Does that mean there’s no endgame, we wonder? Any game constructed from non-linear, optional goals doesn’t fit easily within the traditional win and fail states of most games, especially one that is attempting to scrub away the boundaries between single- and multiplayer. “Yes, there will be a way to ‘finish’ the game,” says Miyazaki. “In fact, there will be several ways to end the game, similar to how it was in Demon’s Souls. But the endgame is not really the focus at all. In a sense, I dare not require a player to complete the game. There is a completion point, but it’s a game where the user can choose not to complete it, just live in this world for eternity.”
Hoping that players will continue to play your game for ‘eternity’ is ambitious, to say the least, but it’s a desire that reflects Miyazaki and his team’s unflinching belief in their game. Having struck gold with Demon’s Souls simply by adhering to its own vision, From Software is in the enviable position of having a global hit that has found popularity precisely because it bucks trends and ploughs its own furrow away from current notions of what a blockbuster should look, play, sound and feel like. Miyazaki is the keeper of the secret formula, and he knows it.

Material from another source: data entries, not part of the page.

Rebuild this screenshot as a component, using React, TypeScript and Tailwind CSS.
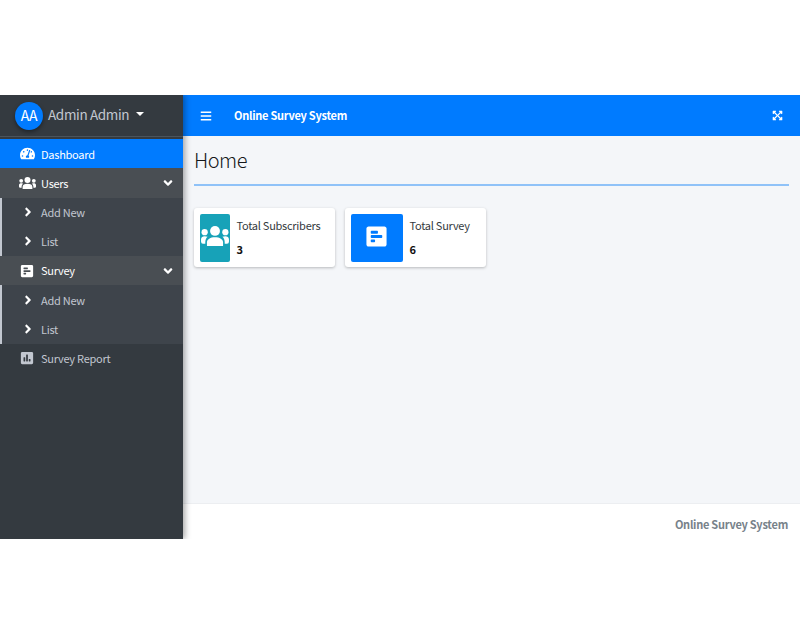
import { FaAngleDown, FaAngleRight, FaBars, FaExpandArrowsAlt, FaPoll, FaPollH, FaTachometerAlt } from "react-icons/fa";
import type { ReactNode } from "react";

const UsersIcon = ({ className }: { className: string }) => (
  <svg viewBox="0 0 85 62" fill="currentColor" className={className}>
    <circle cx="42.5" cy="15" r="15" />
    <circle cx="11" cy="19" r="9.500" />
    <circle cx="74" cy="19" r="9.500" />
    <path d="M18 59v-9c0-10 10-16 24.500-16s24.500 6 24.500 16v9q0 3-3 3H21q-3 0-3-3z" />
    <path d="M0 47v-6c0-7 5-10 11-10 3 0 6 .6 9 2-5 4-7 10-7 17v4H6q-6 0-6-7z" />
    <path d="M85 47v-6c0-7-5-10-11-10-3 0-6 .6-9 2 5 4 7 10 7 17v4h7q6 0 6-7z" />
  </svg>
);

const SubItem = ({ label }: { label: string }) => (
  <div className="flex items-center h-[29.25px] pl-[18.5px] text-[#c2c7d0]">
    <FaAngleRight className="text-white text-[14px] shrink-0" />
    <span className="ml-[6.5px] text-[11px] tracking-[-0.26px]">{label}</span>
  </div>
);

const SubMenu = ({ items }: { items: string[] }) => (
  <div className="bg-[#3e444b] border-l-2 border-[#c2c7d0]">
    {items.map((label) => (
      <SubItem key={label} label={label} />
    ))}
  </div>
);

const ParentItem = ({ icon, label }: { icon: ReactNode; label: string }) => (
  <div className="flex items-center h-[29.25px] bg-[#494e53] pl-[19px] pr-[8px] text-white">
    <span className="w-[16px] flex justify-center">{icon}</span>
    <span className="ml-[6px] text-[11px] tracking-[-0.26px] flex-1">{label}</span>
    <FaAngleDown className="text-[14px]" />
  </div>
);

const StatCard = ({ icon, color, title, value }: { icon: ReactNode; color: string; title: string; value: string }) => (
  <div className="flex bg-white rounded-[3px] shadow-[0_1px_3px_rgba(0,0,0,0.25)] h-[59px] p-[5.5px] w-[141px]">
    <div className={`flex items-center justify-center rounded-[2px] pb-[3px] text-white ${color}`}>{icon}</div>
    <div className="flex flex-col pl-[7px] pt-[3px] text-[11px] tracking-[-0.26px] text-[#343a40]">
      <span className="leading-[16px] whitespace-nowrap">{title}</span>
      <span className="mt-[8px] leading-[16px] font-bold text-[#111]">{value}</span>
    </div>
  </div>
);

const App = () => {
  return (
    <div className="h-[635px] w-[800px] py-[95px] bg-white font-['Noto_Sans_CJK_SC','Noto_Sans',sans-serif] overflow-hidden">
      <div className="flex h-[444px] overflow-hidden">
        <aside className="w-[183px] shrink-0 bg-[#343a40] shadow-[2px_0_6px_rgba(0,0,0,0.35)] z-10">
          <div className="flex items-center h-[42px] pl-[15px] border-b border-[#4b545c]">
            <div className="flex items-center justify-center w-[28px] h-[28px] rounded-full bg-[#007bff] text-white text-[14px] tracking-[-0.3px] shadow-[0_2px_4px_rgba(0,0,0,0.4)]">AA</div>
            <span className="ml-[5px] mb-[2px] text-[13.5px] tracking-[-0.35px] text-[#c2c7d0]">Admin Admin</span>
            <span className="ml-[7px] mb-[3px] w-0 h-0 border-x-[4px] border-x-transparent border-t-[4px] border-t-white" />
          </div>
          <div className="mt-[2px]">
            <div className="flex items-center h-[29.25px] bg-[#007bff] pl-[19px] text-white">
              <span className="w-[16px] flex justify-center"><FaTachometerAlt className="text-[15px]" /></span>
              <span className="ml-[6px] pt-[1px] text-[11px] tracking-[-0.26px]">Dashboard</span>
            </div>
            <ParentItem icon={<UsersIcon className="w-[17px] h-[12.5px] shrink-0" />} label="Users" />
            <SubMenu items={["Add New", "List"]} />
            <ParentItem icon={<FaPollH className="text-[14px]" />} label="Survey" />
            <SubMenu items={["Add New ", "List "]} />
            <div className="flex items-center h-[29.25px] pl-[19px] text-[#c2c7d0]">
              <span className="w-[16px] flex justify-center"><FaPoll className="text-[14px]" /></span>
              <span className="ml-[6px] text-[11px] tracking-[-0.26px]">Survey Report</span>
            </div>
          </div>
        </aside>
        <div className="flex-1 flex flex-col min-w-0 bg-[#f4f6f9]">
          <header className="flex items-center h-[41px] bg-[#007bff] pl-[17px] pr-[17px] text-white">
            <FaBars className="text-[12px]" />
            <span className="ml-[22px] mb-[1px] text-[11px] tracking-[-0.26px] font-bold">Online Survey System</span>
            <FaExpandArrowsAlt className="ml-auto text-[11px]" />
          </header>
          <main className="flex-1 px-[11px]">
            <h1 className="text-[20px] tracking-[-0.5px] leading-[24px] pt-[12px] pb-[12px] text-[#14171a] font-light">Home</h1>
            <div className="h-[2px] bg-[#8fc2f8]" />
            <div className="flex gap-[10px] mt-[22px]">
              <StatCard icon={<UsersIcon className="w-[28px] h-[20.4px] shrink-0" />} color="bg-[#17a2b8] w-[30px]" title="Total Subscribers" value="3" />
              <StatCard icon={<FaPollH className="text-[23px]" />} color="bg-[#007bff] w-[52px]" title="Total Survey" value="6" />
            </div>
          </main>
          <footer className="flex items-center justify-end h-[36px] pt-[5px] bg-white border-t border-[#eceef1] pr-[12px] text-[11px] tracking-[-0.26px] font-bold text-[#78828a]">
            Online Survey System
          </footer>
        </div>
      </div>
    </div>
  );
};

export default App;
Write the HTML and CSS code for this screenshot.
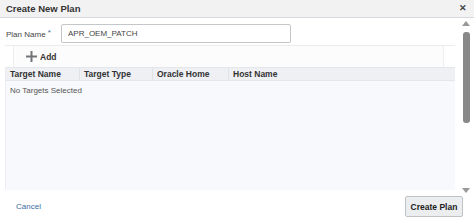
FILE: index.html
```html
<!DOCTYPE html>
<html lang="en">
<head>
    <meta charset="UTF-8">
    <title>Create New Plan</title>
    <link rel="stylesheet" href="styles.css">
</head>
<body>
<div class="dialog">
    <!-- title -->
    <header class="title-bar">
        <span class="title">Create New Plan</span>
        <span class="close">&#x2715;</span>
    </header>
    <!-- content -->
    <div class="content">
        <div class="main">
            <div class="plan-row">
                <label class="plan-label">Plan Name <span class="req">*</span></label>
                <input class="plan-input" type="text" value="APR_OEM_PATCH">
            </div>
            <div class="toolbar-wrap">
                <div class="toolbar">
                    <span class="add-btn">
                        <svg class="plus" width="11" height="11" viewBox="0 0 11 11"><path d="M4.5 0h2v4.5H11v2H6.5V11h-2V6.5H0v-2h4.5z" fill="#707478"/></svg>
                        Add
                    </span>
                </div>
            </div>
            <div class="table">
                <div class="thead">
                    <div class="th c1">Target Name</div>
                    <div class="th c2">Target Type</div>
                    <div class="th c3">Oracle Home</div>
                    <div class="th c4">Host Name</div>
                </div>
                <div class="tbody">
                    <div class="empty">No Targets Selected</div>
                </div>
            </div>
        </div>
        <div class="scrollbar">
            <span class="arrow up"></span>
            <div class="track"><div class="thumb"></div></div>
            <span class="arrow down"></span>
        </div>
    </div>
    <!-- footer -->
    <footer class="footer">
        <a class="cancel" href="#">Cancel</a>
        <button class="create-btn">Create Plan</button>
    </footer>
</div>
</body>
</html>
```

FILE: styles.css
```css
* { margin: 0; padding: 0; box-sizing: border-box; }
html, body { width: 474px; height: 220px; }
body {
    font-family: "Liberation Sans", Arial, sans-serif;
    color: #333;
    background: #fff;
}
a { text-decoration: none; }
input, button { outline: none; font-family: inherit; }

.dialog {
    width: 474px;
    height: 220px;
    display: flex;
    flex-direction: column;
    background: #fff;
}

/* title */
.title-bar {
    height: 18px;
    flex: none;
    display: flex;
    justify-content: space-between;
    align-items: center;
    padding: 0 7px 1px 6px;
    background: #f2f2f2;
    border-bottom: 1px solid #d5d9dd;
}
.title-bar .title {
    font-size: 9.5px;
    font-weight: bold;
    color: #333;
}
.title-bar .close {
    font-size: 9px;
    font-weight: bold;
    color: #444;
}

/* content */
.content {
    height: 175px;
    flex: none;
    display: flex;
}
.main {
    flex: 1;
    display: flex;
    flex-direction: column;
    padding: 6px 3px 0 5px;
}
.plan-row {
    display: flex;
    align-items: center;
    height: 19px;
}
.plan-label {
    width: 56px;
    padding-left: 1px;
    font-size: 8px;
    color: #444;
    white-space: nowrap;
}
.plan-label .req {
    color: #3a6ea5;
    font-size: 8px;
    vertical-align: 2px;
}
.plan-input {
    width: 230px;
    height: 19px;
    border: 1px solid #c4c7ca;
    border-radius: 2px;
    padding: 0 6px;
    font-size: 8px;
    color: #444;
    background: #fff;
}
.toolbar-wrap {
    margin-top: 2px;
    border-top: 1px solid #eaecee;
    padding: 0 11px 0 8px;
}
.toolbar {
    height: 21px;
    display: flex;
    align-items: center;
    padding-left: 12px;
    border-left: 1px solid #eceef0;
    border-right: 1px solid #eceef0;
    background: #fcfcfc;
}
.add-btn {
    display: flex;
    align-items: center;
    gap: 3px;
    font-size: 8.5px;
    font-weight: bold;
    color: #333;
}

/* table */
.table {
    flex: 1;
    display: flex;
    flex-direction: column;
    margin-bottom: 3px;
    border-left: 1px solid #eceef0;
    background: #f8f9fc;
}
.thead {
    height: 14px;
    display: flex;
    background: #eef0f3;
    border-top: 1px solid #e3e6ea;
    border-bottom: 1px solid #e3e6ea;
}
.th {
    font-size: 8.5px;
    font-weight: bold;
    color: #333;
    line-height: 12px;
    padding-left: 4px;
    border-right: 1px solid #dfe2e6;
}
.th.c1 { width: 74px; }
.th.c2 { width: 73px; }
.th.c3 { width: 76px; }
.th.c4 { flex: 1; border-right: none; }
.tbody {
    flex: 1;
    background: #f7f9fc;
}
.empty {
    padding: 5px 0 0 4px;
    font-size: 8px;
    color: #555;
}

/* scrollbar */
.scrollbar {
    width: 16px;
    flex: none;
    display: flex;
    flex-direction: column;
    align-items: center;
    padding: 3px 0 0 0;
}
.arrow {
    width: 0;
    height: 0;
    border-left: 4px solid transparent;
    border-right: 4px solid transparent;
}
.arrow.up { border-bottom: 5px solid #999; }
.arrow.down { border-top: 5px solid #999; }
.track {
    flex: 1;
    width: 100%;
    display: flex;
    justify-content: center;
    padding-top: 6px;
}
.thumb {
    width: 7px;
    height: 91px;
    background: #888;
    border-radius: 3px;
}

/* footer */
.footer {
    flex: 1;
    display: flex;
    justify-content: space-between;
    align-items: center;
    padding: 0 11px 0 16px;
}
.cancel {
    font-size: 8px;
    color: #3a6ea5;
}
.create-btn {
    width: 58px;
    height: 21px;
    font-size: 8.5px;
    font-weight: bold;
    color: #222;
    background: #ebedef;
    border: 1px solid #c0c3c6;
    border-radius: 2px;
}
```
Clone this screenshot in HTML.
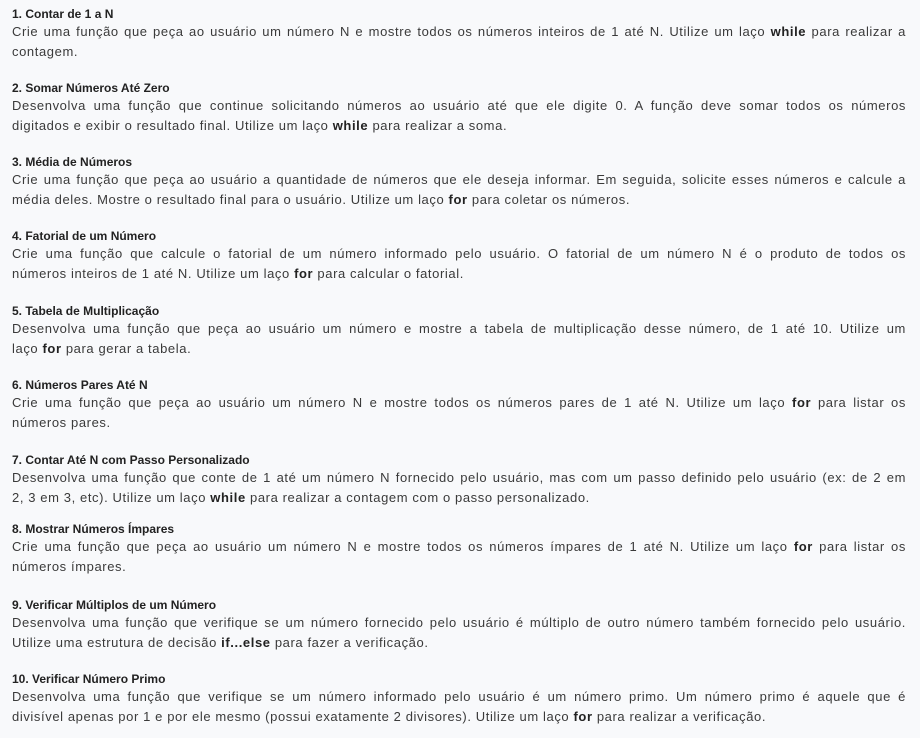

So what is the secret? “As in Demon’s Souls, our aim is to have the player feel rewarded simply by playing the game,” he explains. “Not for completing a quest. Not for finding a prize. Not even for winning loot, but simply by experiencing and playing the game.” And – if Dark Souls is as difficult as promised – replaying and replaying and replaying the game, too. As its predecessor proved, when failure becomes its own reward, it’s easy to get hooked on the hard stuff.